Throughout the hearing, Mayorkas highlighted his Cuban and Jewish heritage. “My father and mother brought me to this country to escape communism,” he told the committee. “I was raised to appreciate each day what this country has meant to our family,” he said, later explaining that he is particularly sensitive to anti-Semitism because his mother lost to relatives during the Holocaust.
Hawley’s objections to Mayorkas policy responses wasn’t the only source of Republican skepticism. Sen. Rob Portman, Ohio moderate who will serve as the committee’s ranking GOP member, questioned the nominee’s handling of an investor visa program during his time leading the U.S. Citizenship and Immigration Services agency, a division of DHS, during the Obama administration.
When Mayorkas was up for a promotion at DHS back in 2013, every Republican senator boycotted his confirmation hearing and voted against him. Mayorkas was confirmed by Democrats on a straight party-line vote.
At the time, Mayorkas was under investigation by the DHS Inspector General John Roth, a respected watchdog appointed by Obama to help clean up the department. Roth issued his final report in 2015, finding that Mayorkas improperly intervened to help the business interests of prominent Democrats, including some with ties to then-Senate Majority Leader Harry Reid, Hillary Clinton’s brother Anthony Rodham, and former DNC chief and Virginia governor Terry McAuliffe.
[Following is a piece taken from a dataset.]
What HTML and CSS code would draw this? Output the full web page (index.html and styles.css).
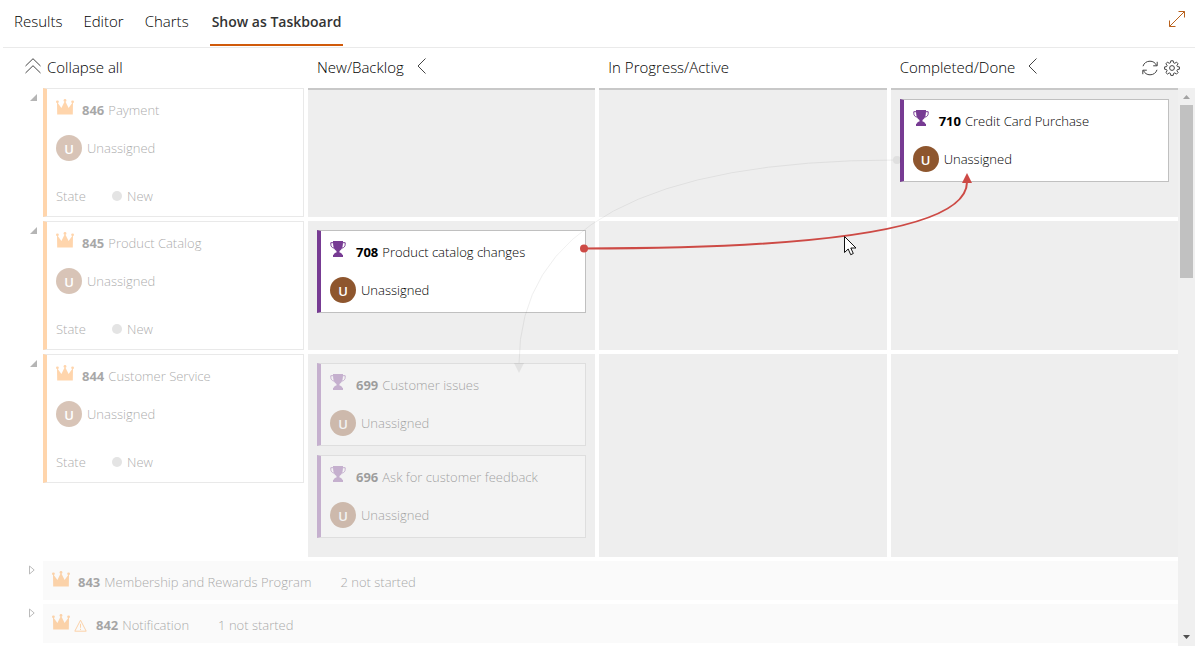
FILE: index.html
```html
<!DOCTYPE html>
<html lang="en">
<head>
    <meta charset="UTF-8">
    <meta name="viewport" content="width=device-width, initial-scale=1.0"/>
    <title>Show as Taskboard</title>
    <link rel="stylesheet" href="styles.css">
</head>
<body>
    <!--shared icons-->
    <svg class="icon-defs" aria-hidden="true">
      <symbol id="crown" viewBox="0 0 18 16">
        <path d="M1.200 15.500L1 4h.8l3.600 5L8.600 2.500h.8l3.200 6.500L16.200 4h.8l-.2 11.500z"/>
        <circle cx="1.400" cy="2.800" r="1.400"/><circle cx="9" cy="1.500" r="1.400"/><circle cx="16.600" cy="2.800" r="1.400"/>
      </symbol>
      <symbol id="trophy" viewBox="0 0 16 16">
        <path d="M3 0h10c0 5-.6 8.300-3.500 10v1.500c1.600.3 2.500 1 2.700 2.200h.8V16H3v-2.300h.8c.2-1.200 1.100-1.900 2.700-2.200V10C3.600 8.300 3 5 3 0z"/>
        <path class="handles" d="M3.500 1.700H.8v1.500c0 2.200 1.100 3.500 3.200 3.900M12.500 1.700h2.700v1.500c0 2.200-1.100 3.500-3.200 3.900"/>
      </symbol>
    </svg>

    <!--tabs-->
    <header class="topbar">
      <nav class="tabs">
        <a href="#results" class="tab">Results</a>
        <a href="#editor" class="tab">Editor</a>
        <a href="#charts" class="tab">Charts</a>
        <a href="#taskboard" class="tab active" aria-current="page">Show as Taskboard</a>
      </nav>
      <button type="button" class="icon-btn expand" aria-label="Full screen">
        <svg width="18" height="18" viewBox="0 0 18 18"><path d="M1.500 16.500l15-15M10.500 1.500h6v6M1.500 10.500v6h6"/></svg>
      </button>
    </header>

    <!--column headers-->
    <div class="columns">
      <button type="button" class="collapse-all">
        <svg width="16" height="16" viewBox="0 0 16 16"><path d="M.5 8L8 .7 15.500 8M.5 15L8 7.700l7.500 7.300"/></svg>
        Collapse all
      </button>
      <div class="column-head">New/Backlog
        <button type="button" class="icon-btn" aria-label="Collapse New/Backlog">
          <svg width="10" height="16" viewBox="0 0 10 16"><path d="M8.500.5L1 8l7.500 7.500"/></svg>
        </button>
      </div>
      <div class="column-head">In Progress/Active</div>
      <div class="column-head">Completed/Done
        <button type="button" class="icon-btn" aria-label="Collapse Completed/Done">
          <svg width="10" height="16" viewBox="0 0 10 16"><path d="M8.500.5L1 8l7.500 7.500"/></svg>
        </button>
      </div>
      <div class="tools">
        <button type="button" class="icon-btn" aria-label="Refresh">
          <svg width="16" height="16" viewBox="0 0 16 16"><path d="M1 6.200C2 3 4.600 1.200 8 1.200c3 0 5.300 1.500 6.600 4.300M15 9.800c-1 3.200-3.600 5-7 5-3 0-5.300-1.500-6.600-4.300M15.200 1.800v4h-4M.8 14.200v-4h4"/></svg>
        </button>
        <button type="button" class="icon-btn" aria-label="Settings">
          <svg width="16" height="16" viewBox="0 0 16 16"><path d="M6.800.8h2.400l.4 2 1.200.5 1.700-1.200 1.600 1.700-1.200 1.600.5 1.200 2 .3v2.300l-2 .4-.5 1.200 1.200 1.700-1.600 1.600-1.700-1.200-1.200.5-.4 2H6.800l-.4-2-1.200-.5-1.700 1.200-1.600-1.600 1.200-1.700-.5-1.200-2-.4V6.900l2-.3.5-1.200-1.200-1.600 1.600-1.700 1.700 1.200 1.200-.5z"/><circle cx="8" cy="8" r="2.400"/></svg>
        </button>
      </div>
    </div>

    <!--board-->
    <main class="board">
      <div class="lanes">
        <section class="lane first">
          <button type="button" class="toggle" aria-label="Collapse 846"><svg width="7" height="7" viewBox="0 0 7 7"><path d="M7 0v7H0z"/></svg></button>
          <article class="card epic faded">
            <h3 class="title"><svg class="icon"><use href="#crown"/></svg><b>846</b> Payment</h3>
            <p class="owner"><span class="avatar">U</span>Unassigned</p>
            <p class="state"><span class="state-label">State</span><i class="dot"></i>New</p>
          </article>
          <div class="cell"></div>
          <div class="cell"></div>
          <div class="cell">
            <article class="card">
              <h3 class="title"><svg class="icon"><use href="#trophy"/></svg><b>710</b> Credit Card Purchase</h3>
              <p class="owner"><span class="avatar">U</span>Unassigned</p>
            </article>
          </div>
        </section>

        <section class="lane">
          <button type="button" class="toggle" aria-label="Collapse 845"><svg width="7" height="7" viewBox="0 0 7 7"><path d="M7 0v7H0z"/></svg></button>
          <article class="card epic faded">
            <h3 class="title"><svg class="icon"><use href="#crown"/></svg><b>845</b> Product Catalog</h3>
            <p class="owner"><span class="avatar">U</span>Unassigned</p>
            <p class="state"><span class="state-label">State</span><i class="dot"></i>New</p>
          </article>
          <div class="cell">
            <article class="card">
              <h3 class="title"><svg class="icon"><use href="#trophy"/></svg><b>708</b> Product catalog changes</h3>
              <p class="owner"><span class="avatar">U</span>Unassigned</p>
            </article>
          </div>
          <div class="cell"></div>
          <div class="cell"></div>
        </section>

        <section class="lane">
          <button type="button" class="toggle" aria-label="Collapse 844"><svg width="7" height="7" viewBox="0 0 7 7"><path d="M7 0v7H0z"/></svg></button>
          <article class="card epic faded">
            <h3 class="title"><svg class="icon"><use href="#crown"/></svg><b>844</b> Customer Service</h3>
            <p class="owner"><span class="avatar">U</span>Unassigned</p>
            <p class="state"><span class="state-label">State</span><i class="dot"></i>New</p>
          </article>
          <div class="cell">
            <article class="card faded">
              <h3 class="title"><svg class="icon"><use href="#trophy"/></svg><b>699</b> Customer issues</h3>
              <p class="owner"><span class="avatar">U</span>Unassigned</p>
            </article>
            <article class="card faded">
              <h3 class="title"><svg class="icon"><use href="#trophy"/></svg><b>696</b> Ask for customer feedback</h3>
              <p class="owner"><span class="avatar">U</span>Unassigned</p>
            </article>
          </div>
          <div class="cell"></div>
          <div class="cell"></div>
        </section>

        <section class="lane closed">
          <button type="button" class="toggle" aria-label="Expand 843"><svg width="6" height="10" viewBox="0 0 6 10"><path class="hollow" d="M.5 1l4.700 4L.5 9z"/></svg></button>
          <div class="summary">
            <h3 class="title faded"><svg class="icon"><use href="#crown"/></svg><b>843</b> Membership and Rewards Program</h3>
            <span class="faded">2 not started</span>
          </div>
        </section>

        <section class="lane closed">
          <button type="button" class="toggle" aria-label="Expand 842"><svg width="6" height="10" viewBox="0 0 6 10"><path class="hollow" d="M.5 1l4.700 4L.5 9z"/></svg></button>
          <div class="summary">
            <h3 class="title faded"><svg class="icon"><use href="#crown"/></svg><svg class="warning" viewBox="0 0 13 13"><path d="M6.500 1.200l5.700 11H.8zM6.500 4.800v4M6.500 9.800v1.200"/></svg><b>842</b> Notification</h3>
            <span class="faded">1 not started</span>
          </div>
        </section>
      </div>

      <div class="scrollbar" aria-hidden="true">
        <svg width="17" height="17" viewBox="0 0 17 17"><path fill="#a3a3a3" d="M5 11l3.500-4 3.500 4z"/></svg>
        <div class="track"><div class="thumb"></div></div>
        <svg width="17" height="17" viewBox="0 0 17 17"><path fill="#505050" d="M5 6h7l-3.500 4z"/></svg>
      </div>

      <!--dependency links between cards-->
      <svg class="links" aria-hidden="true">
        <g class="link-muted">
          <path d="M894 72Q516 72 516 276"/>
          <circle cx="894" cy="72" r="4"/>
          <polygon points="511,275 521,275 516,285"/>
        </g>
        <g class="link">
          <path d="M581 160.500Q964 160.500 964 94"/>
          <circle cx="581" cy="160.500" r="4"/>
          <polygon points="959,95 969,95 964,85"/>
        </g>
        <path class="pointer" d="M841.500 148.500v16l3.700-3.500 2.500 5.700 2.600-1.200-2.500-5.500h5.200z"/>
      </svg>
    </main>
</body>
</html>
```
FILE: styles.css
```css
* {
  box-sizing: border-box;
}
body {
  display: flex;
  flex-direction: column;
  height: 100vh;
  margin: 0;
  padding: 0 3px;
  overflow: hidden;
  background: #fff;
  color: #000;
  font-family: "Open Sans", "Noto Sans", sans-serif;
  font-size: 13px;
  font-weight: 300;
  line-height: 20px;
}
h3, p {
  margin: 0;
  font-size: 13px;
  font-weight: 300;
}
button {
  padding: 0;
  border: 0;
  background: none;
  color: inherit;
  font: inherit;
  cursor: pointer;
}
svg {
  flex: none;
  display: block;
}
.icon-defs {
  position: absolute;
  width: 0;
  height: 0;
}
.faded {
  opacity: .34;
}

/* tabs */
.topbar {
  display: flex;
  justify-content: space-between;
  height: 48px;
  padding: 0 9px 0 11px;
  border-bottom: 1px solid #eaeaea;
}
.tabs {
  display: flex;
  gap: 21px;
}
.tab {
  height: 46px;
  padding-top: 11px;
  color: #000;
  font-size: 15px;
  text-decoration: none;
}
.tab.active {
  padding: 12px 2px 0;
  border-bottom: 2px solid #d05a0a;
  color: #333;
  font-size: 14px;
  font-weight: 600;
}
.icon-btn svg, .collapse-all svg {
  fill: none;
  stroke: #444;
}
.expand {
  align-self: flex-start;
  margin-top: 10px;
}
.expand svg {
  stroke: #b8611c;
}

/* column headers */
.columns, .lane {
  display: grid;
  grid-template-columns: 36px 261px repeat(3, 1fr);
  gap: 4px;
}
.columns {
  position: relative;
  height: 40px;
  padding: 0 17px 2px 0;
  font-size: 15px;
}
.collapse-all {
  grid-column: 1 / 3;
  display: flex;
  align-items: center;
  gap: 6px;
  padding-left: 22px;
}
.collapse-all svg {
  margin-bottom: 2px;
}
.column-head {
  display: flex;
  align-items: center;
  gap: 13px;
  padding-left: 9px;
}
.column-head svg {
  margin-bottom: 2px;
}
.tools {
  position: absolute;
  top: 12px;
  right: 15px;
  display: flex;
  gap: 6px;
}

/* board */
.board {
  position: relative;
  flex: 1;
  display: flex;
  min-height: 0;
}
.lanes {
  flex: 1;
  display: flex;
  flex-direction: column;
  gap: 4px;
  overflow: hidden;
}
.lane {
  flex: none;
  align-items: start;
}
.toggle {
  justify-self: end;
  margin: 6px 2px 0 0;
}
.toggle path {
  fill: #b5b5b5;
}
.toggle .hollow {
  fill: none;
  stroke: #bbb;
}
.cell {
  align-self: stretch;
  display: flex;
  flex-direction: column;
  gap: 9px;
  padding: 9px 9px 19px;
  background: #eee;
}
.first .cell {
  border-top: 2px solid #c8c8c8;
}
.card {
  height: 83px;
  padding: 9px 9px 0;
  border: 1px solid #c0c0c0;
  border-left: 4px solid #773b93;
  background: #fff;
}
.card.epic {
  height: 129px;
  border-left-color: #ff8610;
}
.title {
  display: flex;
  align-items: center;
  gap: 4px;
  height: 24px;
}
.title b {
  font-weight: 700;
}
.icon {
  width: 16px;
  height: 16px;
  margin: 0 6px 6px 0;
  fill: #773b93;
}
.epic .icon, .summary .icon {
  width: 18px;
  margin-right: 4px;
  fill: #ff8610;
}
.handles {
  fill: none;
  stroke: #773b93;
}
.owner {
  display: flex;
  align-items: center;
  gap: 5px;
  margin-top: 13px;
}
.avatar {
  width: 26px;
  height: 26px;
  border-radius: 50%;
  background: #8e562e;
  color: #fff;
  font-weight: 600;
  line-height: 28px;
  text-align: center;
}
.state {
  display: flex;
  align-items: center;
  margin-top: 25px;
}
.state-label {
  width: 56px;
}
.dot {
  width: 10px;
  height: 10px;
  margin-right: 5px;
  border-radius: 50%;
  background: #b2b2b2;
}

/* collapsed lanes */
.closed .toggle {
  margin: 4px 4px 0 0;
}
.summary {
  grid-column: 2 / -1;
  display: flex;
  gap: 29px;
  height: 39px;
  padding: 9px 9px 0;
  background: #fafafa;
}
.summary span {
  line-height: 24px;
}
.warning {
  width: 13px;
  height: 13px;
  margin: 0 5px 0 -4px;
  fill: none;
  stroke: #ff8610;
}

/* scrollbar */
.scrollbar {
  width: 17px;
  display: flex;
  flex-direction: column;
  background: #f0f0f0;
}
.track {
  flex: 1;
  padding: 0 2px;
}
.thumb {
  height: 33%;
  background: #c1c1c1;
}

/* links */
.links {
  position: absolute;
  inset: 0;
  width: 100%;
  height: 100%;
  pointer-events: none;
}
.links g path {
  fill: none;
}
.link {
  fill: #cd4a45;
  stroke: #cd4a45;
}
.link path {
  stroke-width: 2;
}
.link circle, .link polygon, .link-muted circle, .link-muted polygon {
  stroke: none;
}
.link-muted {
  fill: #000;
  stroke: #000;
  opacity: .06;
}
.pointer {
  fill: #fff;
  stroke: #111;
}
```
Mayorkas defended his intervention Tuesday, arguing that it was not providing preferential treatment but simply a good faith effort to improve the investor visa program that was supposed to help create U.S. jobs but instead had long been plagued by problems. Mayorkas said the three specific cases the IG report focused on were a tiny fraction of the hundreds that were handled at the request of senators and House members. “It is my job to become involved, to learn the problems that an agency confronts and to fix them,” he testified. “And that’s what I did in this case, and the many cases that came before me.”
Republicans, however, remain highly critical of the intervention, which Roth characterized as creating an appearance of improper preferential treatment for powerful Democrats. The IG report also noted the unusually large number of whistleblowers who came forward to complain both about Mayorkas intervention in the cases as well as his aggressive leadership style.
“Mr. Roth told me the report holds up today, and he continues to stand behind it,” Portman noted.
Other Republicans directly involved in investigating the complaints against Mayorkas, dating back to 2012, said Mayorkas’ role made problems with the EB-5 visa program worse.
“For years, including during Mr. Mayorkas’ tenure at DHS, the EB-5 program was susceptible to fraud and abuse. But rather than fixing those issues, the IG found that Mr. Mayorkas gave preferential treatment to some visa applicants over others,” Sen. Chuck Grassley, an Iowa Republican, told RealClearPolitics in a statement. “The IG noted that this favoritism prompted an unusually broad array of whistleblower complaints. That brand of leadership isn’t good for agency culture or the security of our nation.”
Sen. Mitt Romney, the only Republican to vote to impeach Trump in early 2020, was one of Mayorkas’ toughest critics during Tuesday’s hearing. Romney told the nominee he was disappointed in his responses to an earlier question about the lessons he learned from the IG investigation – that he did not pledge to recuse himself from future interventions that could be viewed as political favoritism.
“Is that not the appropriate action to take when something has the very distinct appearance of political favoritism?” Romney asked.
“For me to recuse myself from the program in its entirety would have been for me to abdicate my responsibility,” Mayorkas replied.
That response earned an even sharper rebuke from Romney.
“Oh, of course. I’m only suggesting with regard to when an individual who happens to be a leading Democrat would call you, that that meant, ‘Holy cow, I gotta step back.’”
Mayorkas then attempted to refine his response. He argued that, on one hand, he thought it was important to be “responsive” to lawmakers’ requests to intervene in certain cases but acknowledged that he and other officials instituted “guardrails” to better protect against “the appearance of” favoritism after the IG report’s findings.
“I did in fact learn, senator, how to better guard against that perception,” Mayorkas responded. “And I agree with you 100% that it is our obligation to guard against that perception so there is trust and confidence in the decision-making of government leaders.”